In fatal stabbing incidents, people often comment about how they had no clue how bad the stab really was. That's because adrenaline disables your normal systems which tell your brain that anything is wrong.

Officers aren't trained for Hollywood-style precision shots to the leg. They are trained never to point their guns at anything they're not willing to kill, and if you are forced into a situation where you must use your weapon, to aim for center of mass and continue shooting until the threat is neutralized.

If we disagree with officer training policy, we should try to change it. But we can't go back now and say they shouldn't have followed their training.


pure BS. That fat kid could have been stopped by a punch, let a one shot from 9mm.

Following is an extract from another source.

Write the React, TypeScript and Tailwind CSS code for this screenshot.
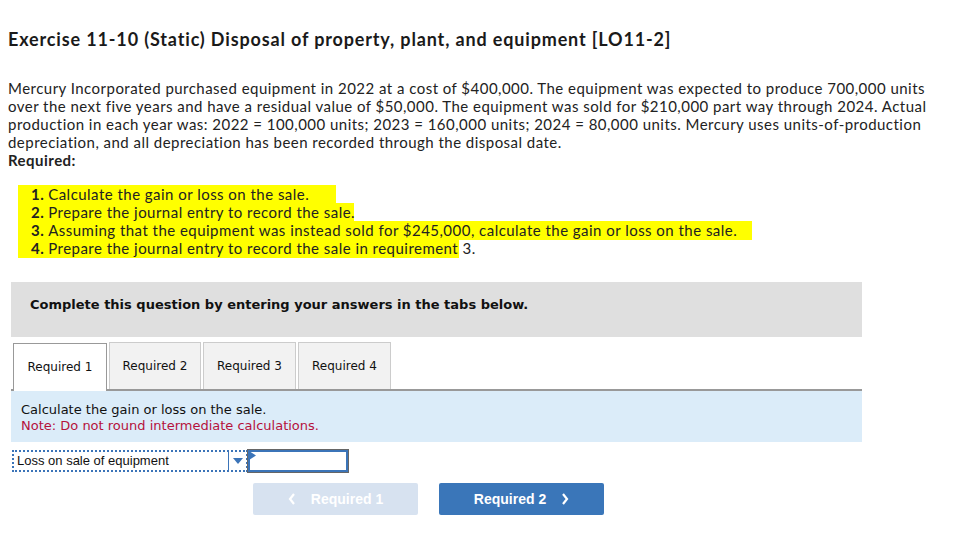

And that even if he was attacking the officer, which he wasn't to start with.

Again, there wasn't need to kill, yet there was a right to do it - kid stupidly resisted harassment and even tried to move away ("run" in official language as he couldn't really run due to the fat) - and officer executed his right as they usually do to send the message that even minor disobedience will be severely punished.

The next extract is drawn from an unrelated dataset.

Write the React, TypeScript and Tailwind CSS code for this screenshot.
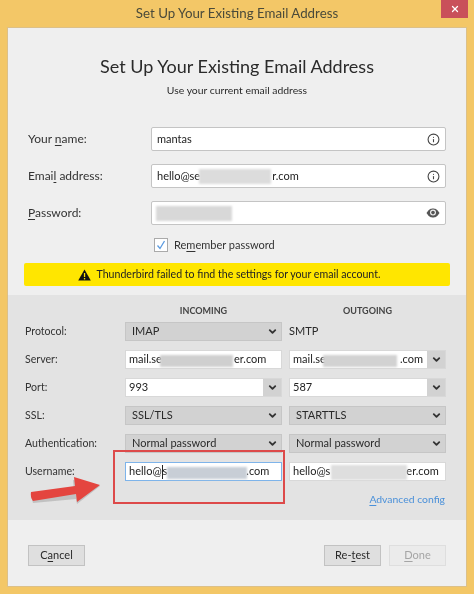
import React from "react";
import { ChevronDown, Info, X } from "lucide-react";

const Chevron = () => <ChevronDown size={11} strokeWidth={4} className="text-[#333]" />;

const U = ({ children }: { children: React.ReactNode }) => <span className="underline underline-offset-2 decoration-1">{children}</span>;

const Smudge = ({ className }: { className: string }) => <div className={`absolute blur-[1px] ${className}`} />;

function TopRow({ label, children, icon, mt }: { label: React.ReactNode; children: React.ReactNode; icon: React.ReactNode; mt: string }) {
  return (
    <div className={`flex items-center ${mt}`}>
      <div className="w-[143px] pl-[20px] text-[12px] text-[#333]">{label}</div>
      <div className="relative flex h-[24px] w-[295px] items-center justify-between rounded-[2px] border border-[#c4c4c4] bg-white pl-[5px] pr-[5px] text-[11px] text-[#222]">
        {children}
        {icon}
      </div>
    </div>
  );
}

function Select({ children, w = "w-[157px]" }: { children: React.ReactNode; w?: string }) {
  return (
    <div className={`flex h-[19px] ${w} items-center justify-between border border-[#c6c6c6] bg-[#d2d2d2] pl-[6px] pr-[3px] text-[11px] text-[#2a2a2a]`}>
      <span>{children}</span>
      <Chevron />
    </div>
  );
}

function Input({ children, w = "w-[157px]", drop, focus }: { children: React.ReactNode; w?: string; drop?: boolean; focus?: boolean }) {
  return (
    <div className={`relative flex h-[19px] ${w} items-stretch border ${focus ? "border-[#7eb4ea]" : "border-[#d8d8d8]"} bg-white text-[11px] text-[#222]`}>
      <div className="flex min-w-0 flex-1 items-center overflow-hidden whitespace-nowrap pl-[3px]">{children}</div>
      {drop && (
        <div className="flex w-[18px] shrink-0 items-center justify-center bg-[#d2d2d2]">
          <Chevron />
        </div>
      )}
    </div>
  );
}

function Row({ label, a, b, mt = "mt-[9px]" }: { label: string; a: React.ReactNode; b: React.ReactNode; mt?: string }) {
  return (
    <div className={`flex items-center ${mt}`}>
      <div className="w-[117px] pl-[17px] text-[10.6px] text-[#333]">{label}</div>
      <div className="flex items-center gap-[7px]">
        {a}
        {b}
      </div>
    </div>
  );
}

function Btn({ children, disabled }: { children: React.ReactNode; disabled?: boolean }) {
  return (
    <div className={`flex h-[21px] w-[57px] items-center justify-center border text-[11px] ${disabled ? "border-[#dedede] bg-[#ebebeb] text-[#a5a5a5]" : "border-[#c2c2c2] bg-[#dfdfdf] text-[#2a2a2a]"}`}>
      {children}
    </div>
  );
}

export default function App() {
  return (
    <div className="relative flex h-[594px] w-[474px] flex-col overflow-hidden bg-[#f3c767] font-['Lato','Noto_Sans',sans-serif] blur-[0.3px]">
      <div className="relative flex h-[27px] shrink-0 items-center justify-center text-[13.3px] text-[#4a4a3a]">
        Set Up Your Existing Email Address
        <div className="absolute right-[6px] top-0 flex h-[18px] w-[27px] items-center justify-center bg-[#c9505a] text-white">
          <X size={10} strokeWidth={3} />
        </div>
      </div>
      <div className="mx-[7px] flex h-[560px] flex-col border border-[#dcc088] bg-[#efefef]">
        <div className="flex h-[267px] shrink-0 flex-col">
          <div className="mt-[24px] text-center text-[18px] leading-[28px] text-[#2a2a2a]">Set Up Your Existing Email Address</div>
          <div className="mt-[2px] text-center text-[10.4px] leading-[16px] text-[#2a2a2a]">Use your current email address</div>
          <TopRow mt="mt-[29px]" label={<>Your <U>n</U>ame:</>} icon={<Info size={13} strokeWidth={2} className="text-[#444]" />}>
            <span>mantas</span>
          </TopRow>
          <TopRow
            mt="mt-[13px]"
            label={<>Emai<U>l</U> address:</>}
            icon={<Info size={13} strokeWidth={2} className="text-[#444]" />}
          >
            <span>hello@se<span className="inline-block w-[72px]" />r.com</span>
            <Smudge className="left-[47px] top-[4px] h-[15px] w-[72px] bg-[#dcdcdc]" />
          </TopRow>
          <TopRow
            mt="mt-[13px]"
            label={<><U>P</U>assword:</>}
            icon={
              <svg width="14" height="10" viewBox="0 0 14 10">
                <path d="M0.5 5C3 1 5 0.5 7 0.5S11 1 13.5 5C11 9 9 9.5 7 9.5S3 9 0.5 5Z" fill="#555" />
                <circle cx="7" cy="4.6" r="3" fill="#eee" />
                <circle cx="7" cy="4.6" r="1.8" fill="#555" />
              </svg>
            }
          >
            <span />
            <Smudge className="left-[4px] top-[4px] h-[15px] w-[76px] bg-[#d8d8d8]" />
          </TopRow>
          <div className="ml-[146px] mt-[13px] flex h-[14px] items-center gap-[6px] text-[11px] text-[#333]">
            <div className="flex h-[14px] w-[14px] items-center justify-center border border-[#aaa] bg-white">
              <svg width="10" height="10" viewBox="0 0 10 10" fill="none">
                <path d="M1.5 5.5L4 8.5L8.5 1" stroke="#5a9ae0" strokeWidth="1.3" />
              </svg>
            </div>
            <span>Re<U>m</U>ember password</span>
          </div>
          <div className="mx-[16px] mt-[11px] flex h-[23px] items-center justify-center gap-[6px] rounded-[2px] bg-[#ffe600] pr-[16px] text-[10.6px] text-[#222]">
            <svg width="13" height="12" viewBox="0 0 13 12">
              <path d="M6.5 0.5L12.8 11.5H0.2Z" fill="#111" />
              <rect x="5.9" y="4" width="1.3" height="4" fill="#ffe600" />
              <rect x="5.9" y="9" width="1.3" height="1.4" fill="#ffe600" />
            </svg>
            Thunderbird failed to find the settings for your email account.
          </div>
        </div>
        <div className="flex h-[225px] shrink-0 flex-col bg-[#e3e3e3]">
          <div className="mt-[9px] flex text-[9px] font-bold leading-[14px] text-[#444]">
            <div className="w-[117px]" />
            <div className="w-[157px] text-center">INCOMING</div>
            <div className="ml-[7px] w-[157px] text-center">OUTGOING</div>
          </div>
          <Row
            mt="mt-[4px]"
            label="Protocol:"
            a={<Select>IMAP</Select>}
            b={<div className="w-[157px] text-[11px] text-[#2a2a2a]">SMTP</div>}
          />
          <Row
            label="Server:"
            a={
              <Input>
                mail.se<span className="inline-block w-[72px]" />er.com
                <Smudge className="left-[34px] top-[4px] h-[12px] w-[73px] bg-[#cfcfcf]" />
              </Input>
            }
            b={
              <Input drop>
                mail.se<span className="inline-block w-[74px] shrink-0" />.com
                <Smudge className="left-[33px] top-[4px] h-[12px] w-[74px] bg-[#d2d2d2]" />
              </Input>
            }
          />
          <Row label="Port:" a={<Input drop>993</Input>} b={<Input drop>587</Input>} />
          <Row label="SSL:" a={<Select>SSL/TLS</Select>} b={<Select>STARTTLS</Select>} />
          <Row label="Authentication:" a={<Select>Normal password</Select>} b={<Select>Normal password</Select>} />
          <Row
            label="Username:"
            a={
              <Input focus>
                hello@
                <span className="h-[14px] w-px bg-[#222]" />
                s<span className="inline-block w-[79px]" />.com
                <Smudge className="left-[41px] top-[4px] h-[12px] w-[80px] bg-[#c8ced6]" />
              </Input>
            }
            b={
              <Input>
                hello@s<span className="inline-block w-[76px]" />er.com
                <Smudge className="left-[41px] top-[2px] h-[15px] w-[76px] bg-[#dedede]" />
              </Input>
            }
          />
          <div className="mr-[21px] mt-[10px] text-right text-[10.4px] leading-[16px] text-[#4a90d9]">
            <U>A</U>dvanced config
          </div>
        </div>
        <div className="flex flex-1 items-start justify-between pl-[20px] pr-[20px] pt-[25px]">
          <Btn>C<U>a</U>ncel</Btn>
          <div className="flex gap-[8px]">
            <Btn>Re-<U>t</U>est</Btn>
            <Btn disabled><U>D</U>one</Btn>
          </div>
        </div>
      </div>
      <div className="absolute left-[113px] top-[450px] h-[54px] w-[172px] border-[2px] border-[#dd4a4a]" />
      <svg className="absolute left-[24px] top-[470px]" width="84" height="40" viewBox="0 0 84 40">
        <path d="M7 24L50 19L49 8L76 14L53 32L52 27L9 31Z" fill="#aaa" opacity="0.6" transform="translate(0 2)" />
        <path d="M7 22L51 16L50 7L76 15L53 32L52 24L9 31Q6 27 7 22Z" fill="#e4453f" />
      </svg>
    </div>
  );
}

Police are trained only to shoot to kill because pulling the trigger needs to be a big event. If you think that "shoot to wound" is an option, then of course you're going to pull the trigger more often. You'll become more comfortable shooting people and, presumably, you'll also end up killing people more often.

Other reasons for "shoot to kill" relate to effectiveness: in the energy of the situation if you aim to wound you may either kill by accident, or not hit at all.

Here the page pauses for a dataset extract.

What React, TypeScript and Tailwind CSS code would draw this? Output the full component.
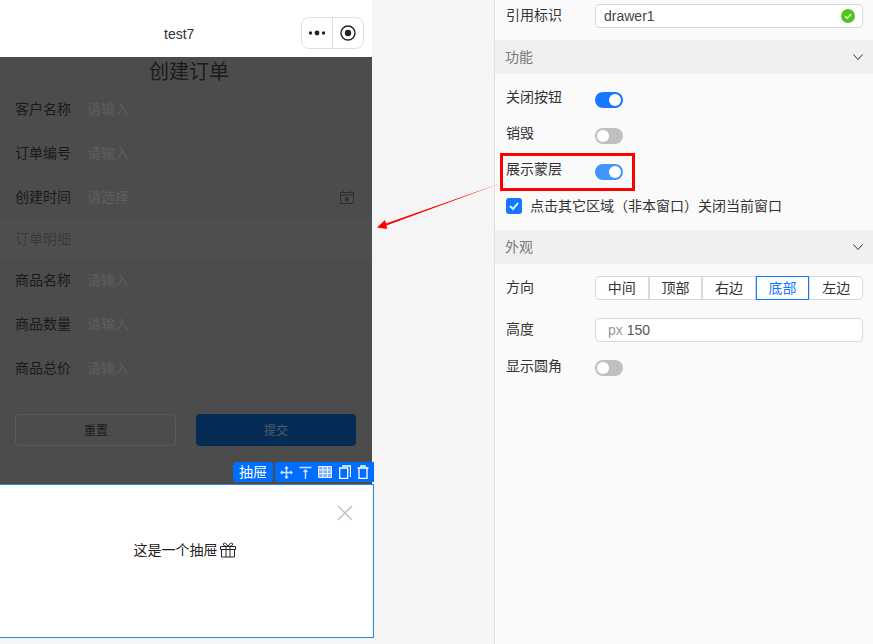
const cjk = { fontFamily: '"Liberation Sans", "Noto Sans CJK SC", sans-serif' };

function Toggle({ on, dim }: { on?: boolean; dim?: boolean }) {
  const bg = on ? (dim ? "bg-[#4096ff]" : "bg-[#1677ff]") : "bg-[#bfbfbf]";
  return (
    <span className={`flex h-4 w-7 items-center rounded-full p-0.5 ${bg} ${on ? "justify-end" : "justify-start"}`}>
      <span className="h-3 w-3 rounded-full bg-white" />
    </span>
  );
}

function Chevron() {
  return (
    <svg width="12" height="12" viewBox="0 0 12 12" fill="none" stroke="#333" strokeWidth="1">
      <path d="M1.5 3.5 6 8.5l4.5-5" />
    </svg>
  );
}

function FormRow({ label, hint, last, icon }: { label: string; hint: string; last?: boolean; icon?: boolean }) {
  return (
    <div className="px-[15px]">
      <div className={`flex h-11 items-center justify-between ${last ? "" : "border-b border-[#494949]"}`}>
        <div className="flex items-center text-sm">
          <span className="w-[72px] text-[#1a1a1a]">{label}</span>
          <span className="text-[#5e5e5e]">{hint}</span>
        </div>
        {icon && (
          <svg className="mr-[3px]" width="14" height="14" viewBox="0 0 14 14" fill="none" stroke="#2f2f2f" strokeWidth="1">
            <path d="M.5 2.500h13v11H.5zM.5 5h13M3.500 .5v2M10.500 .5v2" />
            <rect x="5" y="7.500" width="3.500" height="3.500" fill="#2f2f2f" stroke="none" />
          </svg>
        )}
      </div>
    </div>
  );
}

function PanelRow({ label, children, h, lift }: { label: string; children: React.ReactNode; h: string; lift: string }) {
  return (
    <div className={`flex items-center pl-[11px] ${h}`}>
      <span className={`w-[89px] text-sm text-[#333] ${lift}`}>{label}</span>
      {children}
    </div>
  );
}

function SectionHead({ title }: { title: string }) {
  return (
    <div className="flex h-[34px] items-center justify-between bg-[#f0f0f0] pl-2.5 pr-[9px]">
      <span className="text-sm text-[#777]">{title}</span>
      <Chevron />
    </div>
  );
}

function Seg({ text, active }: { text: string; active?: boolean }) {
  return (
    <span
      className={`flex h-6 flex-1 items-center justify-center border bg-white text-sm first:rounded-l last:rounded-r ${
        active ? "border-[#1677ff] text-[#1677ff]" : "border-[#d9d9d9] text-[#333]"
      }`}
    >
      {text}
    </span>
  );
}

function Phone() {
  return (
    <div className="flex h-[644px] w-[372px] shrink-0 flex-col bg-[#f5f5f5]">
      <div className="flex h-[57px] items-center bg-white">
        <span className="flex-1 pl-[164px] pt-[11px] text-sm text-[#333]">test7</span>
        <div className="mr-2 mt-2 flex h-8 w-[63px] items-center rounded-lg border border-[#e0e0e0]">
          <span className="flex h-full w-[31px] items-center justify-center border-r border-[#e0e0e0]">
            <svg width="18" height="6" viewBox="0 0 18 6" fill="#222">
              <circle cx="2.500" cy="3" r="1.700" />
              <circle cx="9" cy="3" r="2.400" />
              <circle cx="15.500" cy="3" r="1.700" />
            </svg>
          </span>
          <span className="flex flex-1 items-center justify-center">
            <svg width="16" height="16" viewBox="0 0 16 16">
              <circle cx="8" cy="8" r="7" fill="none" stroke="#222" strokeWidth="1.400" />
              <circle cx="8" cy="8" r="3.200" fill="#222" />
            </svg>
          </span>
        </div>
      </div>
      <div className="h-[427px] bg-[#4c4c4c]">
        <div className="flex h-[30px] items-center justify-center pl-1.5 text-xl text-[#1a1a1a]">创建订单</div>
        <FormRow label="客户名称" hint="请输入" />
        <FormRow label="订单编号" hint="请输入" />
        <FormRow label="创建时间" hint="请选择" icon last />
        <div className="flex h-[39px] items-center bg-[#4f4f4f] px-[15px] text-sm text-[#3a3a3a]">订单明细</div>
        <FormRow label="商品名称" hint="请输入" />
        <FormRow label="商品数量" hint="请输入" />
        <FormRow label="商品总价" hint="请输入" last />
        <div className="mt-6 flex gap-5 px-[15px]">
          <span className="flex h-8 w-[161px] items-center justify-center rounded border border-[#5a5a5a] pl-px pt-0.5 text-xs text-[#1a1a1a]">重置</span>
          <span className="flex h-8 w-40 items-center justify-center rounded bg-[#052c55] pt-0.5 text-xs text-[#4c5c6c]">提交</span>
        </div>
      </div>
      <div className="h-[154px] bg-white">
        <div className="flex justify-end pr-[18px] pt-5">
          <svg width="18" height="18" viewBox="0 0 18 18" stroke="#c4c4c4" strokeWidth="1.600">
            <path d="M2 2l14 14M16 2 2 16" />
          </svg>
        </div>
        <div className="mt-[18px] flex items-center justify-center gap-0.5 pr-[3px] text-sm text-[#222]">
          这是一个抽屉
          <svg width="16" height="16" viewBox="0 0 16 16" fill="none" stroke="#222" strokeWidth="1">
            <path d="M.5 4.500h15v3H.5zM1.500 7.500v7.500h13V7.500M6 4.500V15M10 4.500V15M8 4.500C6.500 .5 2.500 .2 3.500 3c.3 1 2.500 1.500 4.500 1.500s4.200-.5 4.500-1.500c1-2.800-3-2.500-4.500 1.500z" />
          </svg>
        </div>
      </div>
    </div>
  );
}

function Panel() {
  return (
    <div className="h-[644px] flex-1 border-l border-[#e0e0e0] bg-[#fafafa]">
      <PanelRow label="引用标识" h="h-10 pb-2" lift="-translate-y-px">
        <div className="flex h-6 w-[268px] items-center justify-between rounded border border-[#d9d9d9] bg-white pl-2 pr-[7px] text-sm text-[#444]">
          drawer1
          <svg width="14" height="14" viewBox="0 0 14 14">
            <circle cx="7" cy="7" r="7" fill="#52c41a" />
            <path d="M4 7.200 6.200 9.300 10 5.200" fill="none" stroke="#fff" strokeWidth="1.400" />
          </svg>
        </div>
      </PanelRow>
      <SectionHead title="功能" />
      <div className="pt-2">
        <PanelRow label="关闭按钮" h="h-9" lift="-translate-y-[3px]"><Toggle on /></PanelRow>
        <PanelRow label="销毁" h="h-9" lift="-translate-y-[3px]"><Toggle /></PanelRow>
        <PanelRow label="展示蒙层" h="h-9" lift="-translate-y-[3px]"><Toggle on dim /></PanelRow>
        <div className="flex h-[34px] -translate-y-px items-center gap-2 pl-[11px] text-sm text-[#333]">
          <span className="flex h-4 w-4 items-center justify-center rounded-[3px] bg-[#1677ff]">
            <svg width="12" height="12" viewBox="0 0 12 12" fill="none" stroke="#fff" strokeWidth="1.800">
              <path d="M2 6.200 5 9l5-6" />
            </svg>
          </span>
          点击其它区域（非本窗口）关闭当前窗口
        </div>
      </div>
      <div className="mt-1.5">
        <SectionHead title="外观" />
      </div>
      <div className="pt-3">
        <PanelRow label="方向" h="h-6" lift="-translate-y-px">
          <div className="flex w-[268px]">
            <Seg text="中间" />
            <Seg text="顶部" />
            <Seg text="右边" />
            <Seg text="底部" active />
            <Seg text="左边" />
          </div>
        </PanelRow>
        <div className="mt-[18px]">
          <PanelRow label="高度" h="h-6" lift="-translate-y-px">
            <div className="flex h-6 w-[268px] items-center rounded border border-[#d9d9d9] bg-white pl-3 text-sm text-[#555]">
              <span className="mr-1 text-[#999]">px</span>150
            </div>
          </PanelRow>
        </div>
        <div className="mt-2">
          <PanelRow label="显示圆角" h="h-9" lift="-translate-y-0.5"><Toggle /></PanelRow>
        </div>
      </div>
    </div>
  );
}

export default function App() {
  return (
    <div className="relative flex h-[644px] w-[873px] overflow-hidden bg-[#f5f5f5]" style={cjk}>
      <Phone />
      <div className="w-[122px] shrink-0" />
      <Panel />

      {/* selection toolbar over the drawer */}
      <div className="absolute left-[233px] top-[462px] flex h-5 items-center gap-0.5">
        <span className="flex h-5 w-10 items-center justify-center rounded bg-[#006dff] text-sm text-white">抽屉</span>
        <span className="flex h-5 w-[99px] items-center justify-around bg-[#006dff] px-0.5">
          <svg width="13" height="13" viewBox="0 0 13 13" fill="none" stroke="#cfe2ff" strokeWidth="1.400">
            <path d="M6.500 1v11M1 6.500h11M5 2.500 6.500 1 8 2.500M5 10.500 6.500 12 8 10.500M2.500 5 1 6.500 2.500 8M10.500 5 12 6.500 10.500 8" />
          </svg>
          <svg width="13" height="13" viewBox="0 0 13 13" fill="none" stroke="#cfe2ff" strokeWidth="1.400">
            <path d="M.5 1.500h12M6.500 4v9M4.500 6l2-2 2 2" />
          </svg>
          <svg width="14" height="12" viewBox="0 0 14 12" fill="#7fb5ff" stroke="#e6f0ff" strokeWidth="1">
            <path d="M.5 .5h13v11H.5zM.5 4h13M.5 7.500h13M5 .5v11M9.500 .5v11" />
          </svg>
          <svg width="12" height="14" viewBox="0 0 12 14" fill="none" stroke="#fff" strokeWidth="1.300">
            <path d="M3 1h8.500v11M.7 3h8v10.400h-8z" />
          </svg>
          <svg width="12" height="14" viewBox="0 0 12 14" fill="none" stroke="#fff" strokeWidth="1.300">
            <path d="M.5 3h11M4 3V1h4v2M2 3v10.400h8V3" />
          </svg>
        </span>
      </div>

      {/* drawer selection outline */}
      <div className="absolute left-0 top-[484px] h-[154px] w-[374px] border border-l-0 border-[#2b84e8]" />

      {/* red callout */}
      <div className="absolute left-[500px] top-[153px] h-[38px] w-[135px] border-[3px] border-[#f00]" />
      <svg className="absolute left-[372px] top-[180px]" width="130" height="55" viewBox="0 0 130 55">
        <path d="M128 3.500 14 43.500 13 40 5 47.500 15 49 14.500 45.500z" fill="#f00" />
      </svg>
    </div>
  );
}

> Police are trained only to shoot to kill

As I understand it, police are generally taught specifically to shoot center of mass because aiming there is the most effective way to reliably and quickly end the immediate physical threat. This also ends up pretty close to maximizing the killing effectiveness of shots, but is not the primary focus.


The reason is that you are more likely to hit the target rather than what some propose, that they should just wound him in the kneecap, an almost impossibility.


He charged the officer and was shot once. Then he charged again and was shot again. Then, he came within 10 feet to tackle the officer and that was when he was killed. This was not 10 (or so) consecutive shots. If the first shots didn't stop him, why would you believe the second grouping would? Or the next?

What was Brown's intent once he reached the officer?


Brown didn't attack or charged the officer. That's a lie by the officer. Ever watched "Chicago"? "They both reached for the gun".

Prosecutor, just accidentally, a clerical error mind you, withheld witness' transcripts from the grand jury in the Brown's case.

We all know what happened - Brown was executed for angering the officer, for not demonstrating full submission from the moment the officer started harassing Brown for jaywalking, ie. instead of just writing the ticket for jaywalking, the officer went on power trip ...


I forgot the count but it was between 10 and 20 eyewitness accounts and direct interviews by the grand jury state Brown charged at the officer. It's obvious you didn't look at any of the documents or read any of the online articles or television by news organizations who did read the documents and state the same thing.

One of the biggest lies told, in all this, is that Brown had his hands up and said, "Don't shoot!". Never happened but I'm betting you believe that, too.